> [Dataset records]:

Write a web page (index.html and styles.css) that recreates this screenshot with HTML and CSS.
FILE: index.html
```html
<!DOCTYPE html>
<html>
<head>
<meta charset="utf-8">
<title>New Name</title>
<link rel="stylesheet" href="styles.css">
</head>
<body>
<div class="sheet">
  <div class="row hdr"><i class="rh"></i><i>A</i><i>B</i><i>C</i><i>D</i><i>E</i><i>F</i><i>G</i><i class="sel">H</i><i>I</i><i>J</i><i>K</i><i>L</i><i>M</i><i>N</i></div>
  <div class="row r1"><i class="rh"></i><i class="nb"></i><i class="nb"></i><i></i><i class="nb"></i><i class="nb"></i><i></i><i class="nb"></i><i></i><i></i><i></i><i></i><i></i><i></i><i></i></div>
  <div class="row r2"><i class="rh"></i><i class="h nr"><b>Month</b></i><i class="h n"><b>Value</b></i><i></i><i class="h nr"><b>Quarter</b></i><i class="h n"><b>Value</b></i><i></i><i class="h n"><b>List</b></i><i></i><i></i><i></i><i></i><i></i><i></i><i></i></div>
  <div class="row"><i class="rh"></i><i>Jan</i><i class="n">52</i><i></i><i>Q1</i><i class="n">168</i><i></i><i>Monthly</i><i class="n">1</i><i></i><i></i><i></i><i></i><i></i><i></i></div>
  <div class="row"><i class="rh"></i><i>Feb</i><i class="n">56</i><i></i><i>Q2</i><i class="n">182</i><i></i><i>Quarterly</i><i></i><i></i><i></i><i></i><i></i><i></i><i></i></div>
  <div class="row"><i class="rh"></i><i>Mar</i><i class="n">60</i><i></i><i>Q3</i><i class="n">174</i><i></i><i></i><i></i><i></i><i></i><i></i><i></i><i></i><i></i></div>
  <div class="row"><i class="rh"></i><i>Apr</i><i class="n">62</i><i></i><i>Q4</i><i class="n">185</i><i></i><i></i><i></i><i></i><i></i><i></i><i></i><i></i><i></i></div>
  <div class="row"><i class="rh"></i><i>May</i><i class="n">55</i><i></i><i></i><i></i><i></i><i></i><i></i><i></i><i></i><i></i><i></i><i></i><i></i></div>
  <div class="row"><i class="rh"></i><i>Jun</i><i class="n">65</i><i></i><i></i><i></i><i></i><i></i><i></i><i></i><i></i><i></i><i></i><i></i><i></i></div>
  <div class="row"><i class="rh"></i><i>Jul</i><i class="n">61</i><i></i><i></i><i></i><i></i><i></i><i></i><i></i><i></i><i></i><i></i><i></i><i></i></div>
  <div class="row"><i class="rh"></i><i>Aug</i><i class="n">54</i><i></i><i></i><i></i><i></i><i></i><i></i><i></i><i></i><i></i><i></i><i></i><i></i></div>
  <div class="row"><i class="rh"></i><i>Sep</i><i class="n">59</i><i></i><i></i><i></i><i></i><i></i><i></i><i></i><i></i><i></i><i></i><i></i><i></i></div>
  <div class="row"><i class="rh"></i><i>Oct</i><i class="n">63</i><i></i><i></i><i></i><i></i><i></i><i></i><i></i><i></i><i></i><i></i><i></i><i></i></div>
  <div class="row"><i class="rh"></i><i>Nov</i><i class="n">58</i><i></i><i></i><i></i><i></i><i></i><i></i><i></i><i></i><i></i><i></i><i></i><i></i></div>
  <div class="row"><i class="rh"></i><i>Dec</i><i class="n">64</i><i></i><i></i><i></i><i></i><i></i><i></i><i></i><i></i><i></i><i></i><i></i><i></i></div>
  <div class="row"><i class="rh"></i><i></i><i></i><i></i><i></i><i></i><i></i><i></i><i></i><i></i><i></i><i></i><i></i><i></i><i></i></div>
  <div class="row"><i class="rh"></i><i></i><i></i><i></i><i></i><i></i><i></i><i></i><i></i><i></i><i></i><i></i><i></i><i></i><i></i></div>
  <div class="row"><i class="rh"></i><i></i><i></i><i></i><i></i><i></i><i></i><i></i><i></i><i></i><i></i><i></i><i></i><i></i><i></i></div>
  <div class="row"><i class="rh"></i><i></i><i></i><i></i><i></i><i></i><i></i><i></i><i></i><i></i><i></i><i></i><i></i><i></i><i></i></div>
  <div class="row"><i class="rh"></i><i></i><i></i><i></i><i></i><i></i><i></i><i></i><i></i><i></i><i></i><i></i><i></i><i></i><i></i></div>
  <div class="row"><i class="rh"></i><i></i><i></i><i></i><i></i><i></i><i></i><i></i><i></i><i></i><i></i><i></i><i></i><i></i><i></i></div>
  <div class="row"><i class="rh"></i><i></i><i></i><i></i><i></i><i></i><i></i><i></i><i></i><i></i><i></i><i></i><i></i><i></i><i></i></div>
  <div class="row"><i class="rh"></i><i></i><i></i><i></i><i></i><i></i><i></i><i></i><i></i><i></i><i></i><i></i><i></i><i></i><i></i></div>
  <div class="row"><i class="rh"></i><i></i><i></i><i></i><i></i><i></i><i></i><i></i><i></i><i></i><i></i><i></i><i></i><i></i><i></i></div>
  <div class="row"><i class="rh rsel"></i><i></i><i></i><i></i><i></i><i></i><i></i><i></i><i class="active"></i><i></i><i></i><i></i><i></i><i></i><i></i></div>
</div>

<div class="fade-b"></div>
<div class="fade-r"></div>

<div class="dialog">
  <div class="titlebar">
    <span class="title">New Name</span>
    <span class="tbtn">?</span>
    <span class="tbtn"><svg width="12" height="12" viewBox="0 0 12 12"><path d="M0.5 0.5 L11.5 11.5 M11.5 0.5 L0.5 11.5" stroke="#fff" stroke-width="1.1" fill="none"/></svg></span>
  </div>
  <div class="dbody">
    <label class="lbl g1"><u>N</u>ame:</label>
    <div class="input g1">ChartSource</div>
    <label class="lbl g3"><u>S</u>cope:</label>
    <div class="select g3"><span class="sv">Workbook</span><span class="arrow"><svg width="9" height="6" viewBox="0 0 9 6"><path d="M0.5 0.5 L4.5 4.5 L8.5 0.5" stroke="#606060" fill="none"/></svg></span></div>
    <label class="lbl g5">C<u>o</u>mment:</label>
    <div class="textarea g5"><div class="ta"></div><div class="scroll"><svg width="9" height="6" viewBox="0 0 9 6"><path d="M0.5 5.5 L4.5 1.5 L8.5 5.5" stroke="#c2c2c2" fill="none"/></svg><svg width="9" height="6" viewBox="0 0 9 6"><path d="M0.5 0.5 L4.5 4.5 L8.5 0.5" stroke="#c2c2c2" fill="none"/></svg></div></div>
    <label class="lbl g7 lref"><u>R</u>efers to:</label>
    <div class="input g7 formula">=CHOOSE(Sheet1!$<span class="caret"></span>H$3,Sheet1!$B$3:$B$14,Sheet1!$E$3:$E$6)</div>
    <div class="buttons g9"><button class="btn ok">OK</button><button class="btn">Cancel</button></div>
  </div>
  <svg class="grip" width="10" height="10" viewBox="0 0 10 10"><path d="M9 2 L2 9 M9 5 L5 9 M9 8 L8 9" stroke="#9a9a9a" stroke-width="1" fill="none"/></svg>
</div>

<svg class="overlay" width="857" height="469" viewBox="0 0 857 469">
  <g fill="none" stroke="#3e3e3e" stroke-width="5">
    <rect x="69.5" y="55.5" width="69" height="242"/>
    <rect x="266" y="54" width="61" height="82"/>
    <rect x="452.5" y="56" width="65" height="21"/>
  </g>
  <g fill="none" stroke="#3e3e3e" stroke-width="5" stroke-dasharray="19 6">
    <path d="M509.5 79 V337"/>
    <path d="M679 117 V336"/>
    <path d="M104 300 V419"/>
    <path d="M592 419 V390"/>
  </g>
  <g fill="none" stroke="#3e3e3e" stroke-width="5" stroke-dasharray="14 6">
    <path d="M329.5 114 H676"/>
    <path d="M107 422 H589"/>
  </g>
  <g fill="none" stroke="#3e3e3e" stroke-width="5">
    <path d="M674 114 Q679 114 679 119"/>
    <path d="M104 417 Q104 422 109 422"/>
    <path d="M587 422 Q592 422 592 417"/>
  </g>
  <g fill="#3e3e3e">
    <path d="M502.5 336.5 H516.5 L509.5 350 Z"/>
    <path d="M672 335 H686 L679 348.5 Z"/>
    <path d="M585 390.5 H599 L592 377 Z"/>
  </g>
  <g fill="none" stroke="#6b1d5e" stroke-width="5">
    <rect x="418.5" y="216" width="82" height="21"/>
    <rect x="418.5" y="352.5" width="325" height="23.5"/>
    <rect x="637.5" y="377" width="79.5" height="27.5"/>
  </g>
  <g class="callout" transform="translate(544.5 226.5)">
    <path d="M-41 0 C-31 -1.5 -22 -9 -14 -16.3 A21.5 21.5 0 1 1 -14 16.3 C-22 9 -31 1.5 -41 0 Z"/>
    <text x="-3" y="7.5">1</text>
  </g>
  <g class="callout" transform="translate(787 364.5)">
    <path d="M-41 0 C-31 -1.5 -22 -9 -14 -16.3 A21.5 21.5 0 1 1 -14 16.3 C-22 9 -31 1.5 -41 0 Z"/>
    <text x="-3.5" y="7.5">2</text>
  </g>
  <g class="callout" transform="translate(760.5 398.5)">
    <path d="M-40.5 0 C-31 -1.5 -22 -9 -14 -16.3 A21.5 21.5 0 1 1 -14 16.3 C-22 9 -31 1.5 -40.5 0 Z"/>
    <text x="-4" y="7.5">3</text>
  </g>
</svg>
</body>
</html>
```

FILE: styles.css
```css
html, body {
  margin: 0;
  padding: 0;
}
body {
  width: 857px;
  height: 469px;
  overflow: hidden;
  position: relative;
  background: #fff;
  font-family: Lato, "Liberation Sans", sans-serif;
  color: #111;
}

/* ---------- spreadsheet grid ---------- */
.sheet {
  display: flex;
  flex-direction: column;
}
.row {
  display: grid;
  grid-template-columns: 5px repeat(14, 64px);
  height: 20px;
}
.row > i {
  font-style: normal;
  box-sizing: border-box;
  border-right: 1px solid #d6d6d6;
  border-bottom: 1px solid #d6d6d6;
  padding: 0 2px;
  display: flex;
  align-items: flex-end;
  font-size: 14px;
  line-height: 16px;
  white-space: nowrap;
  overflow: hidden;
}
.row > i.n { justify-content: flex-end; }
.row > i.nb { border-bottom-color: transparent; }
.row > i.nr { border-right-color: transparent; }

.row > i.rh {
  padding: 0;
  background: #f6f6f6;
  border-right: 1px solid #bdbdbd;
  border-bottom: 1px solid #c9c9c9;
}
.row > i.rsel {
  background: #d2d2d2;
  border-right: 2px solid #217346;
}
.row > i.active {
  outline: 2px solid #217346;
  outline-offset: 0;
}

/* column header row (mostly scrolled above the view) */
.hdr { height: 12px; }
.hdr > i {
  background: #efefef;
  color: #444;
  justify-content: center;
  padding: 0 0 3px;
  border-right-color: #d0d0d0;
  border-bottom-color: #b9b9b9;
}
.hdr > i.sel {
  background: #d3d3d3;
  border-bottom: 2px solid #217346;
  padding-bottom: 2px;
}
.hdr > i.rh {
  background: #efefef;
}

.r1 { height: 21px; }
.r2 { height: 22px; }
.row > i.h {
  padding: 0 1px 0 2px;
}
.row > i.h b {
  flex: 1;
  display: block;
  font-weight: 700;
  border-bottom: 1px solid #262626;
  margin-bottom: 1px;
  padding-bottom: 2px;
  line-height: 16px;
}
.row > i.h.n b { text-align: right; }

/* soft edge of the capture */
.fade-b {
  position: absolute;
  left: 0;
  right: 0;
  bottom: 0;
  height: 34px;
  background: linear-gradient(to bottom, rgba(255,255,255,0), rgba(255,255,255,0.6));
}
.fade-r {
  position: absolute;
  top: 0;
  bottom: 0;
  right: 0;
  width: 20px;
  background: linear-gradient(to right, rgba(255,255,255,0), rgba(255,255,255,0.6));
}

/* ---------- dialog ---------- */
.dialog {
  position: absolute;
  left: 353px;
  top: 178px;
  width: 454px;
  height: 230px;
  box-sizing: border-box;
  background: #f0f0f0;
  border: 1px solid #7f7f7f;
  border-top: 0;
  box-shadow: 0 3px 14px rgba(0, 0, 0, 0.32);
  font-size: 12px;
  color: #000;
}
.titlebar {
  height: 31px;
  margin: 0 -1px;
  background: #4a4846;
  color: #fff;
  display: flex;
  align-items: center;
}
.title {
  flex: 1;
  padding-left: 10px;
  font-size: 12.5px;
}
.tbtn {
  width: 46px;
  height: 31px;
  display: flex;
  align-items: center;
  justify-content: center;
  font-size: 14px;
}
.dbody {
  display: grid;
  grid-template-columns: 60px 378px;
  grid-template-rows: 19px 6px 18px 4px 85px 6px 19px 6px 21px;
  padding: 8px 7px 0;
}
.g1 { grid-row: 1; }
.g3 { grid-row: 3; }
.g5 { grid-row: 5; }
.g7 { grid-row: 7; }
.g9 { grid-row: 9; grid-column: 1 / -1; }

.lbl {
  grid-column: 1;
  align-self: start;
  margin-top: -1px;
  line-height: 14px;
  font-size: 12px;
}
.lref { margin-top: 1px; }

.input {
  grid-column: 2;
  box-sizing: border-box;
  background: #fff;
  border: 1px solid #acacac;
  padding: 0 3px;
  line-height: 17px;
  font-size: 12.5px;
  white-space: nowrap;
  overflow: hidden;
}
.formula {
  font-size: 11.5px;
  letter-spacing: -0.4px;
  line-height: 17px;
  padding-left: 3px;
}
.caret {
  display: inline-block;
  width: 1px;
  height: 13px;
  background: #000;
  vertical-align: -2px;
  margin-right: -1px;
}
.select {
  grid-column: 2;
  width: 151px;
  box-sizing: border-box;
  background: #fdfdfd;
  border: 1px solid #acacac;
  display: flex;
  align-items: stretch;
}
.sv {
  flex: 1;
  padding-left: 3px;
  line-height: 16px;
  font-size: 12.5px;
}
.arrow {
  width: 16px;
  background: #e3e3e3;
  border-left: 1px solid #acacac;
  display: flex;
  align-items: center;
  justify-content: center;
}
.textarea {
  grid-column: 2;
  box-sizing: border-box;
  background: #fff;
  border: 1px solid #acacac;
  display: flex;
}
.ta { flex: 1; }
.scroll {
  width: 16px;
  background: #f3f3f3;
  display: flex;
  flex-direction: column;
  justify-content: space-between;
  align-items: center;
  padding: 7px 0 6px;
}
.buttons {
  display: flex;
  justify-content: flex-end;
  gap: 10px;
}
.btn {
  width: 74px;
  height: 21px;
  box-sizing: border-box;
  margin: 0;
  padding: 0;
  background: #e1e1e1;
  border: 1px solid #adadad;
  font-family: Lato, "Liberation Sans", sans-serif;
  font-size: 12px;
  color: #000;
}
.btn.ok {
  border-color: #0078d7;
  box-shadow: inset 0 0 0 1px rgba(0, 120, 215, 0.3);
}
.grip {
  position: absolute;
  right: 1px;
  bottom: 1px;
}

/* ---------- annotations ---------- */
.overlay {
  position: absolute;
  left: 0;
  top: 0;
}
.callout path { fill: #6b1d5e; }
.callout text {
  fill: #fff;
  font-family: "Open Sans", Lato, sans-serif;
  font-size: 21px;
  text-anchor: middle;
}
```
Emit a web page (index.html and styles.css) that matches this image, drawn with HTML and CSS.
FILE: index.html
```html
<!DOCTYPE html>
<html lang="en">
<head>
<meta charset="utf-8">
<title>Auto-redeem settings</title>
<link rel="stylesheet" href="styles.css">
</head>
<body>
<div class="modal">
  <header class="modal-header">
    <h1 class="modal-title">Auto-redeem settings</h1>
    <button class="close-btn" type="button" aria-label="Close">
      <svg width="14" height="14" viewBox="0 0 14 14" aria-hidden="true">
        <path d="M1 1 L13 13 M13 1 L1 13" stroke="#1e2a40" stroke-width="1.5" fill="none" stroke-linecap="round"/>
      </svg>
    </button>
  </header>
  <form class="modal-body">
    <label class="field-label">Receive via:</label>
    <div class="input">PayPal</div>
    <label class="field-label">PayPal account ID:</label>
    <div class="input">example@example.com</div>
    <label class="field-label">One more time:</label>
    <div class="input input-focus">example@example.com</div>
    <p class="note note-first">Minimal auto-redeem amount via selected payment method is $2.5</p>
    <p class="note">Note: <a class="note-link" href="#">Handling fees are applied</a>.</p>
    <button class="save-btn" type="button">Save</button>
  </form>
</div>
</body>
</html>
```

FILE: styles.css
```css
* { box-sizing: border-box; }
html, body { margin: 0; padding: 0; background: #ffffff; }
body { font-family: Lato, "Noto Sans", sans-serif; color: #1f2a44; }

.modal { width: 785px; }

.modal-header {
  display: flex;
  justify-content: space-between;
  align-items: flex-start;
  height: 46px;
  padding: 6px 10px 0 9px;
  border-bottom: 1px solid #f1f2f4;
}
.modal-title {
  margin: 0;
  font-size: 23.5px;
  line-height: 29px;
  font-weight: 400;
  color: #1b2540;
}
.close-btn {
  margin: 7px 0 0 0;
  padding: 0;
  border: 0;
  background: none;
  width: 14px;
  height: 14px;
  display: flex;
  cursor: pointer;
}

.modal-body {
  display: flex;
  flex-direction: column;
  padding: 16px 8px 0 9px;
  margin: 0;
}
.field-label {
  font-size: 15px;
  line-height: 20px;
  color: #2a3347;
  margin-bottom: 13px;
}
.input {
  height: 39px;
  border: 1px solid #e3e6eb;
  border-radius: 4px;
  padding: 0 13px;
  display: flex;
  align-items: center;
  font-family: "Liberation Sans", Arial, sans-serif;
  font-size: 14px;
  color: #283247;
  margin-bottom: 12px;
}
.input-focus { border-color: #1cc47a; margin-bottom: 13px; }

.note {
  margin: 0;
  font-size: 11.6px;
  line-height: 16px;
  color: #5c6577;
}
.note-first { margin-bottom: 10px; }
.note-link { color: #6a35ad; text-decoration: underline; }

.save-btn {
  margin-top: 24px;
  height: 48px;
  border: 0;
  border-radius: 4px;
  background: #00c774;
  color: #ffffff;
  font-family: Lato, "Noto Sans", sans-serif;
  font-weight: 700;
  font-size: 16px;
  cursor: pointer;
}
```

> [Instruction]:
Pull out all lines containing "index".

> [Final result]:
Write a web page (index.html and styles.css) that recreates this screenshot with HTML and CSS.
FILE: index.html
Emit a web page (index.html and styles.css) that matches this image, drawn with HTML and CSS.
FILE: index.html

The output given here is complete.